Tate, Copps Nominated To FCC


The White House Wednesday nominated Democratic FCC Commissioner Michael Copps to a second term and Tennessee regulatory utility commissioner Deborah Tate to the vacant Republican seat of former Chairman Michael Powell.

Not getting the nod is Richard Russell, senior director for technology and telecommunications at the National Economic Council. He had been advising the administration on potential FCC nominees and threw his hat in the ring.

FCC Chairman Kevin Martin said of the news: “If confirmed, Debi Tate will be an excellent addition to the Commission. She has a distinguished career in state government, and she has worked closely with the Commission in her role as Director of the Tennessee Regulatory Authority.

"Also, if confirmed, I look forward to continuing to work closely with Commissioner Copps. He has served admirably at the Commission for the past four years, and I respect his insight and thoughtfulness on issues before the Commission.

"I welcome both Debi and Michael, and I appreciate their continued dedication to public service.”

Copps responded: "I am deeply honored that the President has announced his intention to nominate me to serve another term as Commissioner of the Federal Communication Commission. If confirmed by the Senate, it would be a privilege to continue serving the American people.

I look forward to working with Congress, the Administration, the Chairman of the FCC and my fellow Commissioners to help bring the best, most accessible, and cost-effective communications system in the world to all of our people."

Tate is described as a "solid, reliable Republican" by one well-placed observer. She has been a member of the Tennessee Regulatory Authority and had been on several short lists for the FCC.

Tate, who was appointed to a six-year term as a director--and one year as chairman--of the Tennessee Regulatory Authority (TRA) in February 2002, is no stranger to the FCC. In December 2003, Powell named her to the FCC's Federal-State Joint Conference on Advanced Telecommunications Services.

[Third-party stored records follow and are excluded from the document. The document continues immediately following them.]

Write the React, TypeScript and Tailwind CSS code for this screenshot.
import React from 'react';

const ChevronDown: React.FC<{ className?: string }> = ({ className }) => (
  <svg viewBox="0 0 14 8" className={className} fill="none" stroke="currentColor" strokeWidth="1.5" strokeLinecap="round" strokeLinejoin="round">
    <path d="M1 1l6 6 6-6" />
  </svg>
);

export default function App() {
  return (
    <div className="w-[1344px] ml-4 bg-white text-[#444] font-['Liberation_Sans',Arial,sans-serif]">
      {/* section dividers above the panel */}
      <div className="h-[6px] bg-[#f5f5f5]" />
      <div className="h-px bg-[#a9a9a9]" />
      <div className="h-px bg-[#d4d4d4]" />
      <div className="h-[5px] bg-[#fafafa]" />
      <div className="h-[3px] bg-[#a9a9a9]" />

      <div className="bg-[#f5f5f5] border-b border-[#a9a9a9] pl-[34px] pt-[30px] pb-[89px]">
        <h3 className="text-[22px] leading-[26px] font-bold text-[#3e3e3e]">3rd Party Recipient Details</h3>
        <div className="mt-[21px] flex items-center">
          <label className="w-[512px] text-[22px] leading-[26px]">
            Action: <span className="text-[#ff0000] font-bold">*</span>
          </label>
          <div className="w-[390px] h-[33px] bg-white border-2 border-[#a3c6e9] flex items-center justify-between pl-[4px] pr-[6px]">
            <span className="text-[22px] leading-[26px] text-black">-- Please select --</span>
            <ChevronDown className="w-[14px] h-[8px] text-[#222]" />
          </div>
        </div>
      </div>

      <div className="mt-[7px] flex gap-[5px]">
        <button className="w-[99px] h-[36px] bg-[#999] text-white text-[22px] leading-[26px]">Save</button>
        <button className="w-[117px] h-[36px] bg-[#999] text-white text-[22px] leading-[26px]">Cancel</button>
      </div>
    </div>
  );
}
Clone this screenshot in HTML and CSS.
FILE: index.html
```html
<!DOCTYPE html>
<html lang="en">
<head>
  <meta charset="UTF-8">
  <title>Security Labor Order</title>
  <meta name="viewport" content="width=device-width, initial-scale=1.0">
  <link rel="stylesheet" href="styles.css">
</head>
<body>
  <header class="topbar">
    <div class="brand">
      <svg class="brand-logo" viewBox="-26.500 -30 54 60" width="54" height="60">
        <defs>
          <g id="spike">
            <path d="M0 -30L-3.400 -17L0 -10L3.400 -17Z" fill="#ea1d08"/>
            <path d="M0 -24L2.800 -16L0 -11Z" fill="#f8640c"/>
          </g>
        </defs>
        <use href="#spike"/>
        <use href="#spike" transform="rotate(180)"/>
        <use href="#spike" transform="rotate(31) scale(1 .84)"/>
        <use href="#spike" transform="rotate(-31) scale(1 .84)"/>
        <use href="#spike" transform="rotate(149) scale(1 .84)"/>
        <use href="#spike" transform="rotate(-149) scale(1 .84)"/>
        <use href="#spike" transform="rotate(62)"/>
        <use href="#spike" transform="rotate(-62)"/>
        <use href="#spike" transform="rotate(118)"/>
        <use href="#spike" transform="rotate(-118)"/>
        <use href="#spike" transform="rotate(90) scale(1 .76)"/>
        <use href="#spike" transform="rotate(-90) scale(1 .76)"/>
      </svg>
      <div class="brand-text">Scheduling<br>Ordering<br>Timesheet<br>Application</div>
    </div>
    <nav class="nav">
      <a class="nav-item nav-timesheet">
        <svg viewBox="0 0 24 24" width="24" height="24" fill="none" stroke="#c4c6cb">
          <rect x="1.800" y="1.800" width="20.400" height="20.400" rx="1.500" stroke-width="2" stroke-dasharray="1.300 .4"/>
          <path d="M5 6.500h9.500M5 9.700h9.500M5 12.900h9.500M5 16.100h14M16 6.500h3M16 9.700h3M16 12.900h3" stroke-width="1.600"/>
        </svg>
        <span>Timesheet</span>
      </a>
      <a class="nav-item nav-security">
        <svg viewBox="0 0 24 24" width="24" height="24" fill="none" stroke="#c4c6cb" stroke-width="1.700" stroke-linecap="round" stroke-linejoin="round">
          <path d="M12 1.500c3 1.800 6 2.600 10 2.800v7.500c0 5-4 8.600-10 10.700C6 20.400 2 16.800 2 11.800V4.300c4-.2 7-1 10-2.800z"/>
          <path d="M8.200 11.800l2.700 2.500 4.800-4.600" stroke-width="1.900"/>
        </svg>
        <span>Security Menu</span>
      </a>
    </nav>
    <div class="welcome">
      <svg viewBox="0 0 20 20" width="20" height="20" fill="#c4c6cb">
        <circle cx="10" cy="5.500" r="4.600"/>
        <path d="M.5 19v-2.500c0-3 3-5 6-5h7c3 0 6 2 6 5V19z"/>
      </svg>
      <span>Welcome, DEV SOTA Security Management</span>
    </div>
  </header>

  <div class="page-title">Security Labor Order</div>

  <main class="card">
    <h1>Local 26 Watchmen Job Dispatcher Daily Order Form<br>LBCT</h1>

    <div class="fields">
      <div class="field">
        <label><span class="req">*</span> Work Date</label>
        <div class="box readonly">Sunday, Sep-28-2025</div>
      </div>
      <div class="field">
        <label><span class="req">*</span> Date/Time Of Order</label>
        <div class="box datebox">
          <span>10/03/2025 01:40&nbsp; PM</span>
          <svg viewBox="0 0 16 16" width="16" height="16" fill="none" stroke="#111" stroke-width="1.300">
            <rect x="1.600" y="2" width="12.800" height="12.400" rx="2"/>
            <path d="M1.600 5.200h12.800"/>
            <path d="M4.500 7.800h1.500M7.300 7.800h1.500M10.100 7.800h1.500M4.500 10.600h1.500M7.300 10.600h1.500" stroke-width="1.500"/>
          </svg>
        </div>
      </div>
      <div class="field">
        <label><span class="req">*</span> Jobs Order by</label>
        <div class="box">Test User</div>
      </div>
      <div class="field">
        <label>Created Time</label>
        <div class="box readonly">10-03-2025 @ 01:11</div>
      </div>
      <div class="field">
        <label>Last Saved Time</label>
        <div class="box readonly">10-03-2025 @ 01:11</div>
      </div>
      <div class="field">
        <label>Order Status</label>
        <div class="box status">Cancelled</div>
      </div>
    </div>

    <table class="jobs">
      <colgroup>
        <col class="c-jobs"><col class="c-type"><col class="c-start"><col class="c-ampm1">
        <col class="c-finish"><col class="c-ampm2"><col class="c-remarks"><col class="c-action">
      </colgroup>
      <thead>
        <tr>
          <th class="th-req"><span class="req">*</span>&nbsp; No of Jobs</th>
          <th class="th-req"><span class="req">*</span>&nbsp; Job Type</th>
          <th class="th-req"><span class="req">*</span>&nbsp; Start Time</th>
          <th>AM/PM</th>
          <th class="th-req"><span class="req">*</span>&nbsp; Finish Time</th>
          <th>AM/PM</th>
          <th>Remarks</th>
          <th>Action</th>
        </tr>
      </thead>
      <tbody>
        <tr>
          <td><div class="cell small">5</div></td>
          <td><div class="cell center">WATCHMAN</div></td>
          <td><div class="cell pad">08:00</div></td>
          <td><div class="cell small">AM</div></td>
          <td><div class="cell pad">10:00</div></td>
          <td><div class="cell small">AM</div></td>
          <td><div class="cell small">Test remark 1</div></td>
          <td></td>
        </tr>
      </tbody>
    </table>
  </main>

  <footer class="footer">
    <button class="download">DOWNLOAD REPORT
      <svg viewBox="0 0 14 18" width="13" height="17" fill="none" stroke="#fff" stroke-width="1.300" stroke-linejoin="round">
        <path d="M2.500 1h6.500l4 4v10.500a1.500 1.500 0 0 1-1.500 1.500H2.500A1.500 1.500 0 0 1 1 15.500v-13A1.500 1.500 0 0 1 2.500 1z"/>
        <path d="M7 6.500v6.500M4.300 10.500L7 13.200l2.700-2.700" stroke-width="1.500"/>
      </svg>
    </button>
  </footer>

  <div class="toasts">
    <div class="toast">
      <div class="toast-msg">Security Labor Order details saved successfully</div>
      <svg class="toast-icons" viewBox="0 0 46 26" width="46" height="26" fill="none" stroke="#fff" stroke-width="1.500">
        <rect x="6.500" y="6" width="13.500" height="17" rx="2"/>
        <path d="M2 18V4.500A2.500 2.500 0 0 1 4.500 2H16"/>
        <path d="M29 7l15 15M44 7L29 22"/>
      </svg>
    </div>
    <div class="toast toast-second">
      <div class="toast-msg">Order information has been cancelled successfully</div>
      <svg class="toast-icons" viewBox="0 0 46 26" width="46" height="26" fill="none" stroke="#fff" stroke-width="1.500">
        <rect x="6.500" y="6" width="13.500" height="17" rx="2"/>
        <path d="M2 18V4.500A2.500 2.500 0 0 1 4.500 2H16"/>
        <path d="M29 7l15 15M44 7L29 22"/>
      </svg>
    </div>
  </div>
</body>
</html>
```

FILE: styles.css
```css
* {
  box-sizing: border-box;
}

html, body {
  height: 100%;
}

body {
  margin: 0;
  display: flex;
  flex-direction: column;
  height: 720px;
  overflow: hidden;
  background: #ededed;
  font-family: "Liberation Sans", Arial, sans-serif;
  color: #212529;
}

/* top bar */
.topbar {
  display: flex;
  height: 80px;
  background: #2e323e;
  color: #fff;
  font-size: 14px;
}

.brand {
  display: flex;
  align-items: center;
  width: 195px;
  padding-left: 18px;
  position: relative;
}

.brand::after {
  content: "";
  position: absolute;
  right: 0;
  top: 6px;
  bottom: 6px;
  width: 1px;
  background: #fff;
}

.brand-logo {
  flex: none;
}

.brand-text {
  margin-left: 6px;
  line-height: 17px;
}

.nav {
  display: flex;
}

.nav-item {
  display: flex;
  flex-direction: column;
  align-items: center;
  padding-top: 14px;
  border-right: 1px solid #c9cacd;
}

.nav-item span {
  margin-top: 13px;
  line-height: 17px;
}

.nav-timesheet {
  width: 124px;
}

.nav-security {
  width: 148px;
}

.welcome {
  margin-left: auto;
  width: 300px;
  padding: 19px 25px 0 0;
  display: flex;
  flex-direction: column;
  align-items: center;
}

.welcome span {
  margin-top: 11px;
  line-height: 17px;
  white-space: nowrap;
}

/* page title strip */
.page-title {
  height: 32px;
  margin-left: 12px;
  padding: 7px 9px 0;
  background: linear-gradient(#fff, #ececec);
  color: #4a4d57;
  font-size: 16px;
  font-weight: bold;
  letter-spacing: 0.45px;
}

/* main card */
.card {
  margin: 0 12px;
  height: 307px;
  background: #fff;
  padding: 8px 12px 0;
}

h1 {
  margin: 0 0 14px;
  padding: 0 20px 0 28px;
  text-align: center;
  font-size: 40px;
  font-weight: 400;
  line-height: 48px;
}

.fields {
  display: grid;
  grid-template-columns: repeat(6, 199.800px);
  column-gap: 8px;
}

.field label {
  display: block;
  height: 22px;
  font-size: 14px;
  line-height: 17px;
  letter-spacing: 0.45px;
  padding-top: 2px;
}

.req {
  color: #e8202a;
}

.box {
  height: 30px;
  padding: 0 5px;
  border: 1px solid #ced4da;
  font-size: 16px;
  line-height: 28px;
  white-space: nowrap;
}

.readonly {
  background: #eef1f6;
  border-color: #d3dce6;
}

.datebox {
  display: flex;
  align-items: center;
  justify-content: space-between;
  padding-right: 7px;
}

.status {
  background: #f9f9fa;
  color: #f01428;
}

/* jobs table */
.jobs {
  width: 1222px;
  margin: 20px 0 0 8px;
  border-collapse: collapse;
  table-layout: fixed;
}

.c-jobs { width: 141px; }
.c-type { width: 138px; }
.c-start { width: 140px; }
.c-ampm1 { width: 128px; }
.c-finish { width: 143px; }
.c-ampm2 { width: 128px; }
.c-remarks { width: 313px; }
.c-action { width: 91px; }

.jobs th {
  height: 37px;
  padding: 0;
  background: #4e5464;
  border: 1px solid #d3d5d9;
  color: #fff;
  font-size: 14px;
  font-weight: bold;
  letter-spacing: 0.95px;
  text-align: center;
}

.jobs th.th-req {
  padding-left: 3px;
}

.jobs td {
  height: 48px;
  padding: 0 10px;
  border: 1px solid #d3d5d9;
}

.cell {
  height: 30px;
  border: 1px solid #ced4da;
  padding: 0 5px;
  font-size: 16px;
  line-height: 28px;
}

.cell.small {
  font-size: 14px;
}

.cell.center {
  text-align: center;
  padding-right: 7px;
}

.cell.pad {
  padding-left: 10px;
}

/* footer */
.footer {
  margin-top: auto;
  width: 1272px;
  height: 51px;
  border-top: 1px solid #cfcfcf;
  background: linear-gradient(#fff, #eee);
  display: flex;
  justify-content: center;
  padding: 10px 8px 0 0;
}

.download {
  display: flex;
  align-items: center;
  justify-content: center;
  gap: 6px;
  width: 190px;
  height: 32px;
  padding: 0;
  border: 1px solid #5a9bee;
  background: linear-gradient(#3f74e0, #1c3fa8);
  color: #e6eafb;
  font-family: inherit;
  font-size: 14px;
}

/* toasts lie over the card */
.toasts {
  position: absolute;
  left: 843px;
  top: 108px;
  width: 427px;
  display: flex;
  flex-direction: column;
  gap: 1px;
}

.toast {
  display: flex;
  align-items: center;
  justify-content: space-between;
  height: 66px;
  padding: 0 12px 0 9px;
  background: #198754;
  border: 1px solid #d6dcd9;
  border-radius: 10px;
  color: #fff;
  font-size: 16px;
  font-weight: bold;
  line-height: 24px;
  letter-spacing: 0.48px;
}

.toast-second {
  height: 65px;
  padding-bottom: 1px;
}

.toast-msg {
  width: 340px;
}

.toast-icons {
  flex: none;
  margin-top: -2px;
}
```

She also has been active on the voice over internet protocol front (VOIP), weighing in at the FCC in her capacity as chairman of the National Association of Regulatory Utility Commissioners (NARUC) Washington Action Committee.

Tate's resume includes legal counsel former Tennessee Governor Lamar Alexander and assistant to former governor Don Sundquist, who appointed her to the TRA.

She might also have some insight into the video news release flap since one of her past government roles is described in her TRA bio as "oversight of multiple public relations contracts, television, radio and print advertising to assist in the development of numerous public-private partnerships to maximize public dollars, including the first Governor’s Summit for Tennessee’s Children and “BEST”- a behavioral violence prevention program for young pre-school children."

The two open Republican seats are that of Chairman Michael Powell, who exited in March and was replaced by sitting commissioner Kevin Martin, and Kathleen Abernathy, who is ready to leave whenever the nominee can be confirmed.

Russell had been targeted for that seat, but was reportedly not a favorite of commerce Committee Chairman Ted Stevens (R-Alaska), who is said still to be looking for another candidate for the Abernathy seat.

Abernathy's term expired in June 2004, but she is allowed to stay on until either the end of 2005 or a successor was installed.

The FCC is currently composed of two Republicans and two Democrats. Tate would give Martin the potential tie-breaking vote.

Following is the text of the nomination announcement:


Office of the Press Secretary


For Immediate Release November 9, 2005

President George W. Bush today announced his intention to nominate eight individuals to serve in his Administration:

The President intends to nominate Michael Joseph Copps, of Virginia, to be Commissioner of the Federal Communications Commission for the remainder of a five-year term expiring June 30, 2010. Since 2001, Mr. Copps has served as Commissioner of the Federal Communications Commission. Prior to this, he served as Assistant Secretary of Commerce for Trade Development at the Department of Commerce, where he was previously Deputy Assistant Secretary of Commerce for Basic Industries. Earlier in his career, Mr. Copps served for over 12 years as Chief of Staff for Senator Ernest Hollings. He also served as Director of Government Affairs at Collins and Aikman. Mr. Copps received his bachelor’s degree from Wofford College and his PhD from the University of North Carolina at Chapel Hill.

The President intends to nominate Deborah Taylor Tate, of Tennessee, to be Commissioner of the Federal Communications Commission for the remainder of a five-year term expiring June 30, 2007. Ms. Tate currently serves as Director of the Tennessee Regulatory Authority, during which time she also served for a one-year term as Chairman. In 2003, she was appointed to the Federal Communications Commission’s Federal-State Joint Conference on Advanced Telecommunications Services. Prior to this, she served as Director of the State and Local Policy Center at Vanderbilt University. Earlier in her career, Ms. Tate served as an Assistant to Governor Don Sundquist and Assistant Legal Counsel to Governor Lamar Alexander. Ms. Tate received her bachelor’s degree and JD from the University of Tennessee at Knoxville.